┏━━

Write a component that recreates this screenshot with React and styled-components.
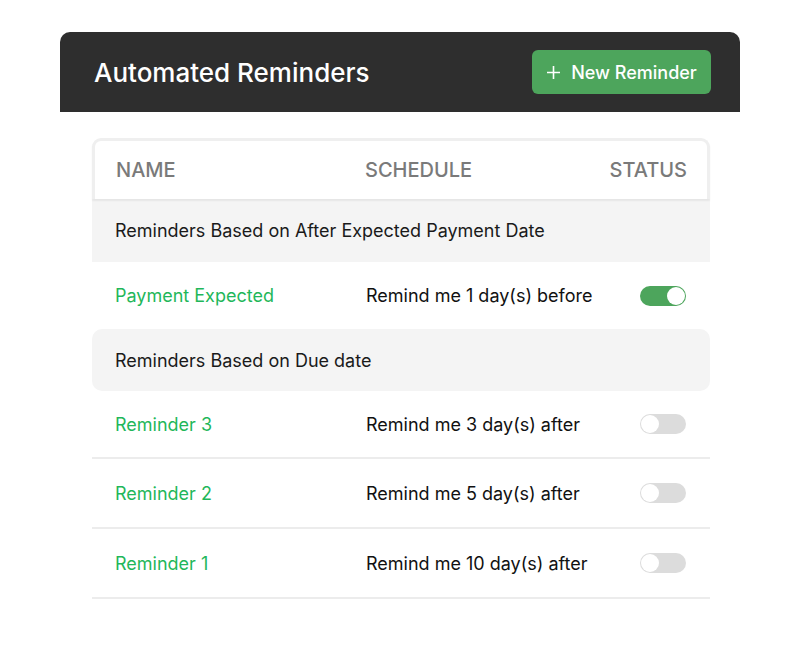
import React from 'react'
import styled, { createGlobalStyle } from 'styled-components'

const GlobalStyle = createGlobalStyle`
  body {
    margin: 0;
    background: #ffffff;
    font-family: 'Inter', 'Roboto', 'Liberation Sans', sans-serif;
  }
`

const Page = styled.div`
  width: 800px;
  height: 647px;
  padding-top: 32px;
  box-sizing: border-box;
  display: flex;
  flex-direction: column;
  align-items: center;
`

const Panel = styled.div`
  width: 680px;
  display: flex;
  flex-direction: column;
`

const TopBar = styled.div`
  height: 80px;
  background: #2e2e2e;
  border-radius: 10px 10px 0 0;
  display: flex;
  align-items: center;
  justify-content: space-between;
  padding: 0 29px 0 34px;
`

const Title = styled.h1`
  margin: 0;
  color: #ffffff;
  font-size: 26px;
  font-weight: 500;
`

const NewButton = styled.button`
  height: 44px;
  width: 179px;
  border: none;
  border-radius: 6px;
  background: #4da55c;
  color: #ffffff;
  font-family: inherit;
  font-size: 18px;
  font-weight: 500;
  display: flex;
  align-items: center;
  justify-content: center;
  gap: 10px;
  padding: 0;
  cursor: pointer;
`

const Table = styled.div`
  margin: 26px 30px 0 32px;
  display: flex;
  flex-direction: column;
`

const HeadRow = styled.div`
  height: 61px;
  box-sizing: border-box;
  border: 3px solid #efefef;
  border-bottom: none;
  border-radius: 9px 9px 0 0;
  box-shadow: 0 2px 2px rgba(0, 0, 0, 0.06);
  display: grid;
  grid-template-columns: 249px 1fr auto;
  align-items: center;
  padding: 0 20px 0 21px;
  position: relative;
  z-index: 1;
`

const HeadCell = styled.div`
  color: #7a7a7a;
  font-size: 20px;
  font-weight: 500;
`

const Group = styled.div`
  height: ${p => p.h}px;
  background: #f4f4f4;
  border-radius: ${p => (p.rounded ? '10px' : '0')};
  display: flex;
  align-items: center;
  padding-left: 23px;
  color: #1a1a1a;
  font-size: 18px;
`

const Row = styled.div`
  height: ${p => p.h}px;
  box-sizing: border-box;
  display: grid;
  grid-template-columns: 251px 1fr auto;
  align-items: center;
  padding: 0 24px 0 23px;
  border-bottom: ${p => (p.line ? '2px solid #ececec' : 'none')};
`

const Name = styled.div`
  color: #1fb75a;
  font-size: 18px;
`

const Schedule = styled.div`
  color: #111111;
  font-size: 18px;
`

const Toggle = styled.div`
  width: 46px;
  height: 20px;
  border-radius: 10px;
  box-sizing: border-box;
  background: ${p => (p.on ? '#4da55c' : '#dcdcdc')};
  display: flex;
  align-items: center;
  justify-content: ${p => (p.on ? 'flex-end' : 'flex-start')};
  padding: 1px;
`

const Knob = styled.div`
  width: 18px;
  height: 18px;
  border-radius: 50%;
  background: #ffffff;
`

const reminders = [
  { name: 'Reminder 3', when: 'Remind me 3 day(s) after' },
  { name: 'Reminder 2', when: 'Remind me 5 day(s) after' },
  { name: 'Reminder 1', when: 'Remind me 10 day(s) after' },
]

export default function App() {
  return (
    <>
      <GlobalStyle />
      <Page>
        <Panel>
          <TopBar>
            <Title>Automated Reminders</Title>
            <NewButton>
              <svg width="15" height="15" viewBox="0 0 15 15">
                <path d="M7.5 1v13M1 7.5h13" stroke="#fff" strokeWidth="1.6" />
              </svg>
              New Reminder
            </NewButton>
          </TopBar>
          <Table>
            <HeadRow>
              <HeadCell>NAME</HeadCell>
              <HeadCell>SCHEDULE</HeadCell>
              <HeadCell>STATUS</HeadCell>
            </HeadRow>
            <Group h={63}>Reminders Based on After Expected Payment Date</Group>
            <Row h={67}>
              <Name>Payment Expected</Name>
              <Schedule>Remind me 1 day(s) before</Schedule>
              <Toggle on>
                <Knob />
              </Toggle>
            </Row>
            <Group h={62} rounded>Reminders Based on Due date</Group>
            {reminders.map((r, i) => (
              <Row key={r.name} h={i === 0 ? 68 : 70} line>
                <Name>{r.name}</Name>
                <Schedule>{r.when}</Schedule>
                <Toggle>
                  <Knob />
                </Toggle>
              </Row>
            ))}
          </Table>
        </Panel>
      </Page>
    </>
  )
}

┗━━

Written problem =>
Copy out the data above exactly, except the pictures.

Written answer =>
Write a component that recreates this screenshot with React and styled-components.
import React from 'react'
import styled, { createGlobalStyle } from 'styled-components'

const GlobalStyle = createGlobalStyle`
  body {
    margin: 0;
    background: #ffffff;
    font-family: 'Inter', 'Roboto', 'Liberation Sans', sans-serif;
  }
`

const Page = styled.div`
  width: 800px;
  height: 647px;
  padding-top: 32px;
  box-sizing: border-box;
  display: flex;
  flex-direction: column;
  align-items: center;
`

const Panel = styled.div`
  width: 680px;
  display: flex;
  flex-direction: column;
`

const TopBar = styled.div`
  height: 80px;
  background: #2e2e2e;
  border-radius: 10px 10px 0 0;
  display: flex;
  align-items: center;
  justify-content: space-between;
  padding: 0 29px 0 34px;
`

const Title = styled.h1`
  margin: 0;
  color: #ffffff;
  font-size: 26px;
  font-weight: 500;
`

const NewButton = styled.button`
  height: 44px;
  width: 179px;
  border: none;
  border-radius: 6px;
  background: #4da55c;
  color: #ffffff;
  font-family: inherit;
  font-size: 18px;
  font-weight: 500;
  display: flex;
  align-items: center;
  justify-content: center;
  gap: 10px;
  padding: 0;
  cursor: pointer;
`

const Table = styled.div`
  margin: 26px 30px 0 32px;
  display: flex;
  flex-direction: column;
`

const HeadRow = styled.div`
  height: 61px;
  box-sizing: border-box;
  border: 3px solid #efefef;
  border-bottom: none;
  border-radius: 9px 9px 0 0;
  box-shadow: 0 2px 2px rgba(0, 0, 0, 0.06);
  display: grid;
  grid-template-columns: 249px 1fr auto;
  align-items: center;
  padding: 0 20px 0 21px;
  position: relative;
  z-index: 1;
`

const HeadCell = styled.div`
  color: #7a7a7a;
  font-size: 20px;
  font-weight: 500;
`

const Group = styled.div`
  height: ${p => p.h}px;
  background: #f4f4f4;
  border-radius: ${p => (p.rounded ? '10px' : '0')};
  display: flex;
  align-items: center;
  padding-left: 23px;
  color: #1a1a1a;
  font-size: 18px;
`

const Row = styled.div`
  height: ${p => p.h}px;
  box-sizing: border-box;
  display: grid;
  grid-template-columns: 251px 1fr auto;
  align-items: center;
  padding: 0 24px 0 23px;
  border-bottom: ${p => (p.line ? '2px solid #ececec' : 'none')};
`

const Name = styled.div`
  color: #1fb75a;
  font-size: 18px;
`

const Schedule = styled.div`
  color: #111111;
  font-size: 18px;
`

const Toggle = styled.div`
  width: 46px;
  height: 20px;
  border-radius: 10px;
  box-sizing: border-box;
  background: ${p => (p.on ? '#4da55c' : '#dcdcdc')};
  display: flex;
  align-items: center;
  justify-content: ${p => (p.on ? 'flex-end' : 'flex-start')};
  padding: 1px;
`

const Knob = styled.div`
  width: 18px;
  height: 18px;
  border-radius: 50%;
  background: #ffffff;
`

const reminders = [
  { name: 'Reminder 3', when: 'Remind me 3 day(s) after' },
  { name: 'Reminder 2', when: 'Remind me 5 day(s) after' },
  { name: 'Reminder 1', when: 'Remind me 10 day(s) after' },
]

export default function App() {
  return (
    <>
      <GlobalStyle />
      <Page>
        <Panel>
          <TopBar>
            <Title>Automated Reminders</Title>
            <NewButton>
              <svg width="15" height="15" viewBox="0 0 15 15">
                <path d="M7.5 1v13M1 7.5h13" stroke="#fff" strokeWidth="1.6" />
              </svg>
              New Reminder
            </NewButton>
          </TopBar>
          <Table>
            <HeadRow>
              <HeadCell>NAME</HeadCell>
              <HeadCell>SCHEDULE</HeadCell>
              <HeadCell>STATUS</HeadCell>
            </HeadRow>
            <Group h={63}>Reminders Based on After Expected Payment Date</Group>
            <Row h={67}>
              <Name>Payment Expected</Name>
              <Schedule>Remind me 1 day(s) before</Schedule>
              <Toggle on>
                <Knob />
              </Toggle>
            </Row>
            <Group h={62} rounded>Reminders Based on Due date</Group>
            {reminders.map((r, i) => (
              <Row key={r.name} h={i === 0 ? 68 : 70} line>
                <Name>{r.name}</Name>
                <Schedule>{r.when}</Schedule>
                <Toggle>
                  <Knob />
                </Toggle>
              </Row>
            ))}
          </Table>
        </Panel>
      </Page>
    </>
  )
}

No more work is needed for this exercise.